Vance Beu, 29, was staying with his mother at her home, Spring Gate Apartments, a complex of single-story wood frame buildings where they piled up mattresses around themselves for protection. A pine tree punched a hole in their roof and his ears even popped when the barometric pressure went lower. The roar of the winds, he said, sounded like a jet engine.
"It was terrifying, honestly. There was a lot of noise. We thought the windows were going to break at any time," Beu said.
Sally Crown rode out Michael on the Florida Panhandle thinking at first that the worst damage was the many trees downed in her yard. But after the storm passed, she emerged to check on the cafe she manages and discovered a scene of breathtaking destruction.
"It's absolutely horrendous. Catastrophic," Crown said. "There's flooding. Boats on the highway. A house on the highway. Houses that have been there forever are just shattered."
A Panhandle man was killed by a tree that toppled on a home, Gadsden County Sheriff's Office spokeswoman Anglie Hightower said. But she added emergency crews trying to reach the home were hampered by downed trees and debris blocking roadways. The debris was a problem in many coastal communities and still hundreds of thousands of people were also left without power.
Gov. Rick Scott announced afterward that thousands of law enforcement officers, utility crews and search and rescue teams would now go into recovery mode. He said "aggressive" search and rescue efforts would get underway.
"Hurricane Michael cannot break Florida," Scott vowed.
Michael sprang quickly from a weekend tropical depression, going from a Category 2 on Tuesday to a Category 4 by the time it came ashore. It forced more than 375,000 people up and down the Gulf Coast to evacuate as it gained strength quickly while crossing the eastern Gulf of Mexico toward north Florida. It moved so fast that people didn't' have much time to prepare, and emergency authorities lamented that many ignored the warnings and seemed to think they could ride it out.
In Panama City, plywood and metal flew off the front of a Holiday Inn Express. Part of the awning fell and shattered the glass front door of the hotel, and the rest of the awning wound up on vehicles parked below it.
"Oh my God, what are we seeing?" said evacuee Rachel Franklin, her mouth hanging open.
Based on its internal barometric pressure, Michael was the third most powerful hurricane to hit the U.S. mainland, behind the unnamed Labor Day storm of 1935 and Camille in 1969. Based on wind speed, it was the fourth-strongest, behind the Labor Day storm (184 mph, or 296 kph), Camille and Andrew in 1992.
It also brought the dangers of a life-threatening storm surge.
In Mexico Beach, population 1,000, the storm shattered homes, leaving floating piles of lumber. The lead-gray water was so high that roofs were about all that could be seen of many homes.
Hours earlier, meteorologists watched satellite imagery in complete awe as the storm intensified.
"We are in new territory," National Hurricane Center Meteorologist Dennis Feltgen wrote on Facebook. "The historical record, going back to 1851, finds no Category 4 hurricane ever hitting the Florida panhandle."
The storm is likely to fire up the debate over global warming.
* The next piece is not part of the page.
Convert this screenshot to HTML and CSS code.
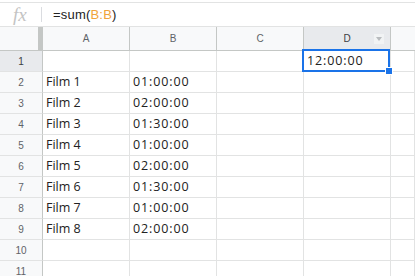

Scientists say global warming is responsible for more intense and more frequent extreme weather, such as storms, droughts, floods and fires. But without extensive study, they cannot directly link a single weather event to the changing climate.
After Michael left the Panhandle late Wednesday, Kaylee O'Brien was crying as she sorted through the remains of the apartment she shared with three roommates at Whispering Pines apartments, where the smell of broken pine trees was thick in the air. Four pine trees had crashed through the roof of her apartment, nearly hitting two people.
Her biggest worry: finding her missing 1-year-old Siamese cat, Molly.
"We haven't seen her since the tree hit the den. She's my baby," a distraught O'Brien said, her face wet with tears.